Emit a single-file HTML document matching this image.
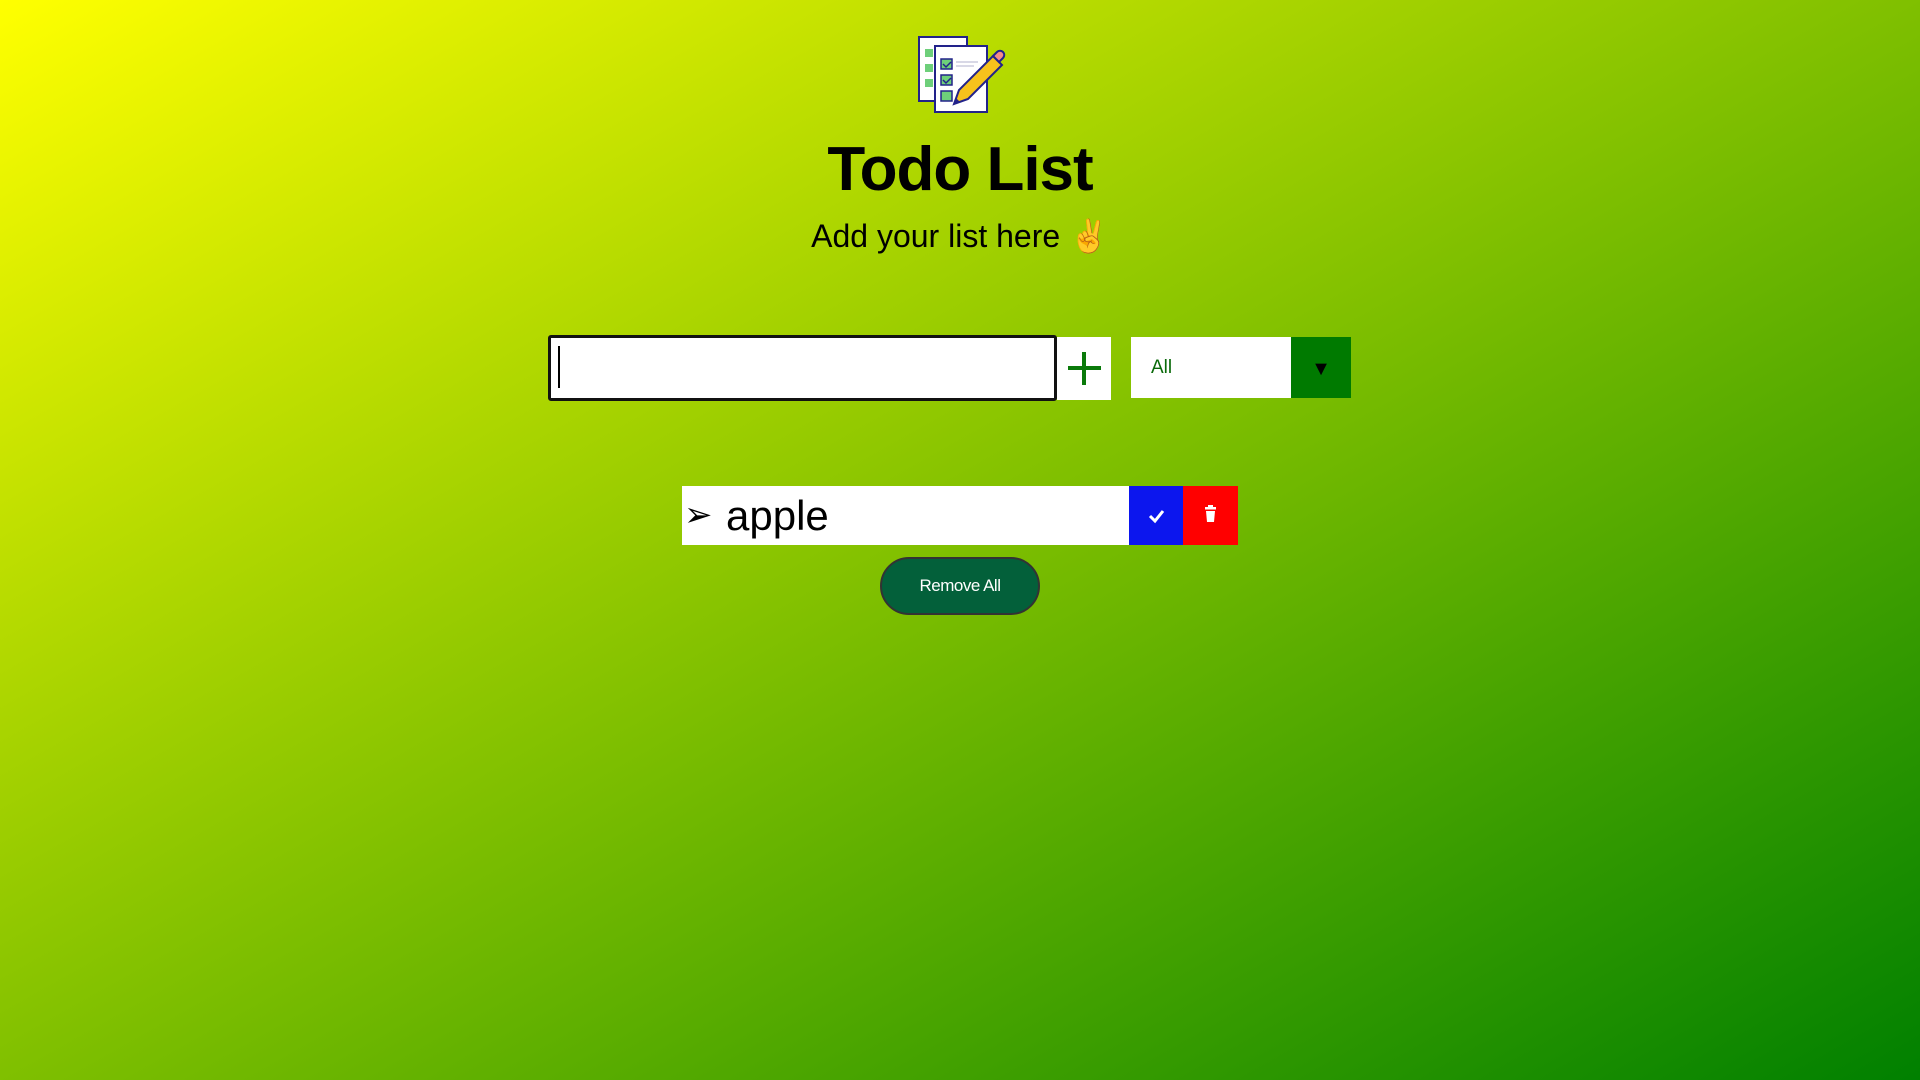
<!DOCTYPE html>
<html><head><meta charset="utf-8"><style>
*{margin:0;padding:0;box-sizing:border-box}
body{width:1920px;height:1080px;overflow:hidden;background:linear-gradient(to bottom right,#ffff00,#008000);font-family:"Liberation Sans",sans-serif;position:relative}
.abs{position:absolute}
h1{position:absolute;left:0;width:1920px;text-align:center;top:134px;font-size:62px;font-weight:bold;color:#000;letter-spacing:-1px}
.sub{position:absolute;left:0;width:1920px;text-align:center;top:217px;font-size:32px;color:#000}
</style></head><body>
<svg class="abs" style="left:916px;top:36px" width="90" height="78" viewBox="0 0 90 78">
<rect x="3" y="1" width="48" height="64" fill="#fff" stroke="#22228a" stroke-width="2"/>
<rect x="9" y="13" width="8" height="8" fill="#6ecf7a"/><rect x="9" y="28" width="8" height="8" fill="#6ecf7a"/><rect x="9" y="43" width="8" height="8" fill="#6ecf7a"/>
<rect x="19" y="10" width="52" height="66" fill="#fff" stroke="#22228a" stroke-width="2"/>
<rect x="25" y="23" width="11" height="10" fill="#6ecf7a" stroke="#22228a" stroke-width="1.5"/>
<rect x="25" y="39" width="11" height="10" fill="#6ecf7a" stroke="#22228a" stroke-width="1.5"/>
<rect x="25" y="55" width="11" height="10" fill="#6ecf7a" stroke="#22228a" stroke-width="1.5"/>
<path d="M27 28l3 3 5-5M27 44l3 3 5-5" stroke="#22228a" stroke-width="1.5" fill="none"/>
<path d="M40 26h22M40 30h18" stroke="#ccd" stroke-width="1.5"/>
<path d="M38 68l5-14 34-34 9 9-34 34z" fill="#f7c21c" stroke="#22228a" stroke-width="2"/>
<path d="M77 20l4-4a4 4 0 0 1 6 6l-4 4z" fill="#f58a8a" stroke="#22228a" stroke-width="2"/>
<path d="M38 68l2-6 4 4z" fill="#22228a"/>
</svg>
<h1>Todo List</h1>
<div class="sub">Add your list here ✌️</div>
<div class="abs" style="left:548px;top:335px;width:509px;height:66px;background:#fff;border:3px solid #111;border-radius:3px"></div>
<div class="abs" style="left:558px;top:346px;width:2px;height:42px;background:#000"></div>
<div class="abs" style="left:1057px;top:337px;width:54px;height:63px;background:#fff"></div>
<div class="abs" style="left:1068px;top:366px;width:33px;height:4px;background:#0a7a0a"></div>
<div class="abs" style="left:1082px;top:352px;width:4px;height:33px;background:#0a7a0a"></div>
<div class="abs" style="left:1131px;top:337px;width:160px;height:61px;background:#fff;color:#0a6a0a;font-size:19px;line-height:61px;padding-left:20px">All</div>
<div class="abs" style="left:1291px;top:337px;width:60px;height:61px;background:#007a00;color:#000;font-size:20px;text-align:center;line-height:64px">▼</div>
<div class="abs" style="left:682px;top:486px;width:447px;height:59px;background:#fff;color:#000"></div>
<div class="abs" style="left:684px;top:486px;height:59px;font-size:34px;line-height:59px;color:#000">➢</div>
<div class="abs" style="left:726px;top:486px;height:59px;font-size:42px;line-height:59px;color:#000">apple</div>
<div class="abs" style="left:1129px;top:486px;width:54px;height:59px;background:#0c16ee"><svg width="54" height="59"><path d="M21 30l5 5 8-10" stroke="#fff" stroke-width="3" fill="none"/></svg></div>
<div class="abs" style="left:1183px;top:486px;width:55px;height:59px;background:#ff0000"><svg width="55" height="59"><rect x="22" y="21" width="11" height="2.5" fill="#fff"/><rect x="25" y="19" width="5" height="2" fill="#fff"/><path d="M23 25h9l-1 11h-7z" fill="#fff"/></svg></div>
<div class="abs" style="left:880px;top:557px;width:160px;height:58px;background:#03603a;border:2px solid #333;border-radius:29px;color:#fff;font-size:17px;text-align:center;line-height:54px;letter-spacing:-0.5px">Remove All</div>
</body></html>
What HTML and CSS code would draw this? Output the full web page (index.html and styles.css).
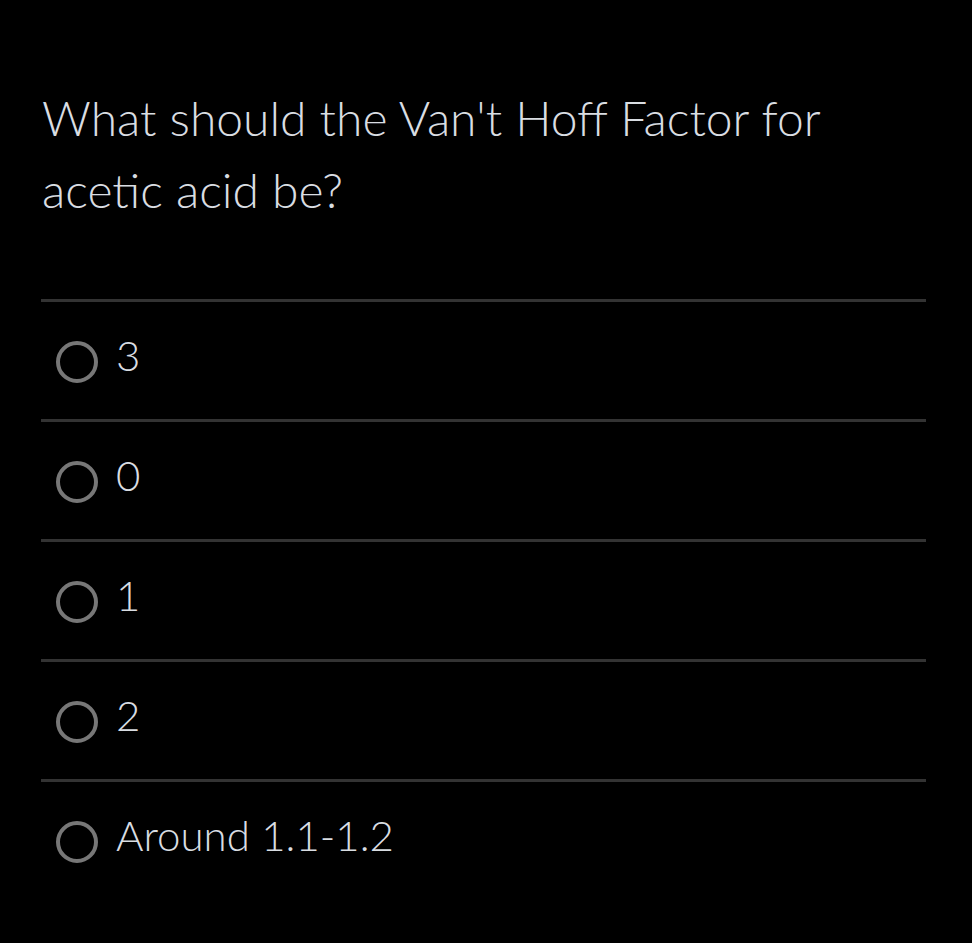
FILE: index.html
```html
<!DOCTYPE html>
<html>
<head>
<meta charset="utf-8">
<link rel="stylesheet" href="styles.css">
</head>
<body>
<div class="page">
  <h1 class="question">What should the Van't Hoff Factor for acetic acid be?</h1>
  <div class="options">
    <div class="option"><span class="radio"></span><span class="label">3</span></div>
    <div class="option"><span class="radio"></span><span class="label">0</span></div>
    <div class="option"><span class="radio"></span><span class="label">1</span></div>
    <div class="option"><span class="radio"></span><span class="label">2</span></div>
    <div class="option last"><span class="radio"></span><span class="label">Around 1.1-1.2</span></div>
  </div>
</div>
</body>
</html>
```
FILE: styles.css
```css
html, body {
  margin: 0;
  padding: 0;
  background: #000;
}
body {
  font-family: Lato, "Open Sans", sans-serif;
  font-weight: 300;
  color: #d9dde2;
}
.page {
  width: 972px;
  height: 943px;
  padding: 82px 46px 0 41px;
  box-sizing: border-box;
}
.question {
  margin: 0 0 0 1px;
  font-size: 48px;
  font-weight: 300;
  line-height: 72px;
  width: 820px;
}
.options {
  margin-top: 73px;
}
.option {
  border-top: 3px solid #333333;
  height: 117px;
  display: flex;
  align-items: center;
}
.radio {
  width: 34px;
  height: 34px;
  border: 4px solid #777777;
  border-radius: 50%;
  margin-left: 15px;
  margin-top: 2px;
  flex: none;
}
.label {
  font-size: 42px;
  margin-left: 18px;
  margin-bottom: 12px;
}
```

* **DIRECTION**:
Pictures are not part of the copy; reproduce everything else in the records exactly.

* **FINISHED TASK**:
Emit a single-file HTML document matching this image.
<!DOCTYPE html>
<html><head><meta charset="utf-8"><style>
*{margin:0;padding:0;box-sizing:border-box}
body{width:1920px;height:1080px;overflow:hidden;background:linear-gradient(to bottom right,#ffff00,#008000);font-family:"Liberation Sans",sans-serif;position:relative}
.abs{position:absolute}
h1{position:absolute;left:0;width:1920px;text-align:center;top:134px;font-size:62px;font-weight:bold;color:#000;letter-spacing:-1px}
.sub{position:absolute;left:0;width:1920px;text-align:center;top:217px;font-size:32px;color:#000}
</style></head><body>
<svg class="abs" style="left:916px;top:36px" width="90" height="78" viewBox="0 0 90 78">
<rect x="3" y="1" width="48" height="64" fill="#fff" stroke="#22228a" stroke-width="2"/>
<rect x="9" y="13" width="8" height="8" fill="#6ecf7a"/><rect x="9" y="28" width="8" height="8" fill="#6ecf7a"/><rect x="9" y="43" width="8" height="8" fill="#6ecf7a"/>
<rect x="19" y="10" width="52" height="66" fill="#fff" stroke="#22228a" stroke-width="2"/>
<rect x="25" y="23" width="11" height="10" fill="#6ecf7a" stroke="#22228a" stroke-width="1.5"/>
<rect x="25" y="39" width="11" height="10" fill="#6ecf7a" stroke="#22228a" stroke-width="1.5"/>
<rect x="25" y="55" width="11" height="10" fill="#6ecf7a" stroke="#22228a" stroke-width="1.5"/>
<path d="M27 28l3 3 5-5M27 44l3 3 5-5" stroke="#22228a" stroke-width="1.5" fill="none"/>
<path d="M40 26h22M40 30h18" stroke="#ccd" stroke-width="1.5"/>
<path d="M38 68l5-14 34-34 9 9-34 34z" fill="#f7c21c" stroke="#22228a" stroke-width="2"/>
<path d="M77 20l4-4a4 4 0 0 1 6 6l-4 4z" fill="#f58a8a" stroke="#22228a" stroke-width="2"/>
<path d="M38 68l2-6 4 4z" fill="#22228a"/>
</svg>
<h1>Todo List</h1>
<div class="sub">Add your list here ✌️</div>
<div class="abs" style="left:548px;top:335px;width:509px;height:66px;background:#fff;border:3px solid #111;border-radius:3px"></div>
<div class="abs" style="left:558px;top:346px;width:2px;height:42px;background:#000"></div>
<div class="abs" style="left:1057px;top:337px;width:54px;height:63px;background:#fff"></div>
<div class="abs" style="left:1068px;top:366px;width:33px;height:4px;background:#0a7a0a"></div>
<div class="abs" style="left:1082px;top:352px;width:4px;height:33px;background:#0a7a0a"></div>
<div class="abs" style="left:1131px;top:337px;width:160px;height:61px;background:#fff;color:#0a6a0a;font-size:19px;line-height:61px;padding-left:20px">All</div>
<div class="abs" style="left:1291px;top:337px;width:60px;height:61px;background:#007a00;color:#000;font-size:20px;text-align:center;line-height:64px">▼</div>
<div class="abs" style="left:682px;top:486px;width:447px;height:59px;background:#fff;color:#000"></div>
<div class="abs" style="left:684px;top:486px;height:59px;font-size:34px;line-height:59px;color:#000">➢</div>
<div class="abs" style="left:726px;top:486px;height:59px;font-size:42px;line-height:59px;color:#000">apple</div>
<div class="abs" style="left:1129px;top:486px;width:54px;height:59px;background:#0c16ee"><svg width="54" height="59"><path d="M21 30l5 5 8-10" stroke="#fff" stroke-width="3" fill="none"/></svg></div>
<div class="abs" style="left:1183px;top:486px;width:55px;height:59px;background:#ff0000"><svg width="55" height="59"><rect x="22" y="21" width="11" height="2.5" fill="#fff"/><rect x="25" y="19" width="5" height="2" fill="#fff"/><path d="M23 25h9l-1 11h-7z" fill="#fff"/></svg></div>
<div class="abs" style="left:880px;top:557px;width:160px;height:58px;background:#03603a;border:2px solid #333;border-radius:29px;color:#fff;font-size:17px;text-align:center;line-height:54px;letter-spacing:-0.5px">Remove All</div>
</body></html>
What HTML and CSS code would draw this? Output the full web page (index.html and styles.css).
FILE: index.html
```html
<!DOCTYPE html>
<html>
<head>
<meta charset="utf-8">
<link rel="stylesheet" href="styles.css">
</head>
<body>
<div class="page">
  <h1 class="question">What should the Van't Hoff Factor for acetic acid be?</h1>
  <div class="options">
    <div class="option"><span class="radio"></span><span class="label">3</span></div>
    <div class="option"><span class="radio"></span><span class="label">0</span></div>
    <div class="option"><span class="radio"></span><span class="label">1</span></div>
    <div class="option"><span class="radio"></span><span class="label">2</span></div>
    <div class="option last"><span class="radio"></span><span class="label">Around 1.1-1.2</span></div>
  </div>
</div>
</body>
</html>
```
FILE: styles.css
```css
html, body {
  margin: 0;
  padding: 0;
  background: #000;
}
body {
  font-family: Lato, "Open Sans", sans-serif;
  font-weight: 300;
  color: #d9dde2;
}
.page {
  width: 972px;
  height: 943px;
  padding: 82px 46px 0 41px;
  box-sizing: border-box;
}
.question {
  margin: 0 0 0 1px;
  font-size: 48px;
  font-weight: 300;
  line-height: 72px;
  width: 820px;
}
.options {
  margin-top: 73px;
}
.option {
  border-top: 3px solid #333333;
  height: 117px;
  display: flex;
  align-items: center;
}
.radio {
  width: 34px;
  height: 34px;
  border: 4px solid #777777;
  border-radius: 50%;
  margin-left: 15px;
  margin-top: 2px;
  flex: none;
}
.label {
  font-size: 42px;
  margin-left: 18px;
  margin-bottom: 12px;
}
```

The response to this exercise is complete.